Panjnad Headworks is a gated barrage on the Panjnad River about twelve kilometres north of Uch Sharif in Bahawalpur Division, Punjab, Pakistan, situated just below the confluence of the Chenab River and the Sutlej River where the five rivers of historic Punjab merge. The barrage supplies irrigation water to Bahawalpur and Rahim Yar Khan districts through the Panjnad, Abbassia and Abbassia Link canals and also moderates flood flows at the tail end of the Chenab system.

==History==
Panjnad Headworks construction began in 1927 under executive engineer James L. Roy and it was part of the British era Sutlej Valley Project. The barrage was originally designed with thirty three bays each sixty feet wide but after the collapse of Islam Headworks in 1929 the design was revised to forty seven bays to improve flood safety. Work finished in two phases by May 1931 and the river was diverted over the weir on nineteen December 1931; formal opening followed in 1932 when the Bahawalpur state inaugurated the highway bridge that spans the gates.
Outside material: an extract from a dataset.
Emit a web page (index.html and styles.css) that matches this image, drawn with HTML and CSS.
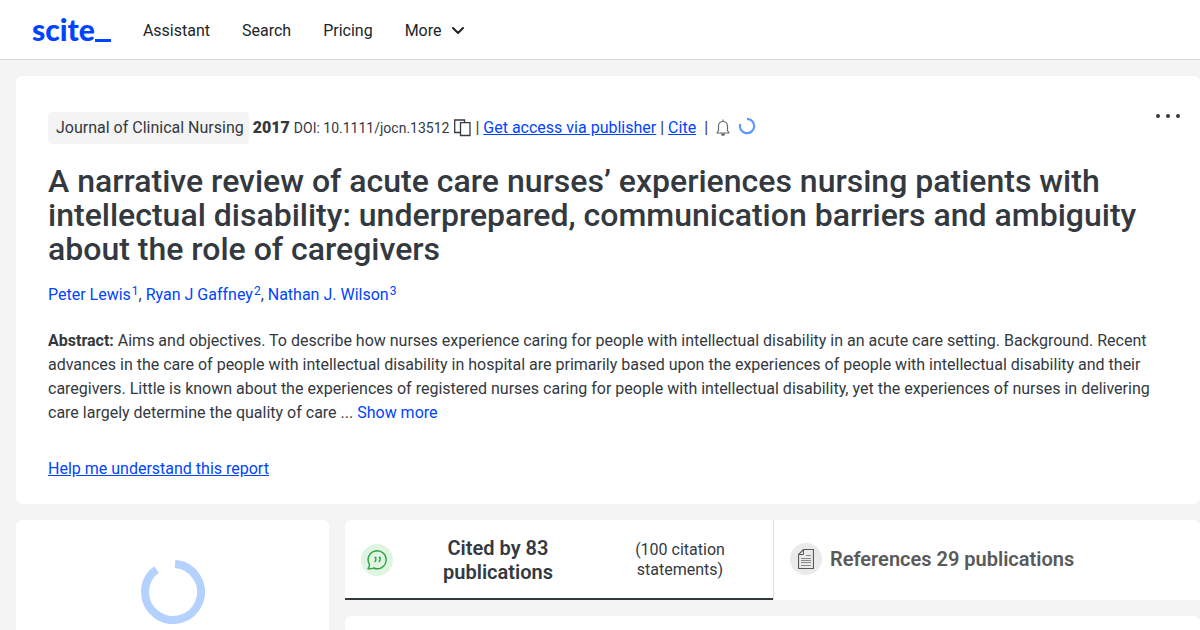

In August 1973, inflow exceeded eight hundred thousand cubic feet per second and authorities breached the left marginal bund to protect the gates, inundating large parts of Bahawalpur Division. Similar exceedances in 1976 and 1992 are documented in long-term discharge records compiled for the Asian Development Bank improvement project.

In August 2018, structural deterioration led to closure of the road bridge after inspectors declared it dangerous. The rebuilt dual-carriage bridge reopened on fourteen August 2020, restoring a key section of the national highway between Karachi and Lahore.

==Design and capacity==
The original weir could pass about seven hundred thousand cubic feet per second. A feasibility study in 2015 proposed enlarging the structure to forty seven operating bays and raising capacity to roughly eight hundred sixty five thousand cubic feet per second at an estimated cost of Rs 18.158 billion financed by the Asian Development Bank. Major rehabilitation began in November 2018: three new spillways were added, canal head regulators were strengthened and climate resilience features were built into the foundations. Project documents list the ultimate design flood as eight hundred sixty five thousand cubic feet per second.

==Irrigation network==
Two primary canals were taken off from the left bank when the barrage opened. The Panjnad Canal is fifty five miles long with a design capacity of nine thousand five hundred sixty seven cubic feet per second irrigating about one million four hundred fifty five thousand acres, while the Abbassia Canal is forty three miles long designed for one thousand thirty two cubic feet per second. The later Abbassia Link Canal enhances operational flexibility between the Sutlej and Chenab systems and is frequently used during shortages despite inter-provincial water-right disputes.

==Tourism==
The headworks is a popular riverside picnic spot where visitors observe the merging waters of the five rivers that give Punjab its name, and the site features in regional folklore and Sufi poetry.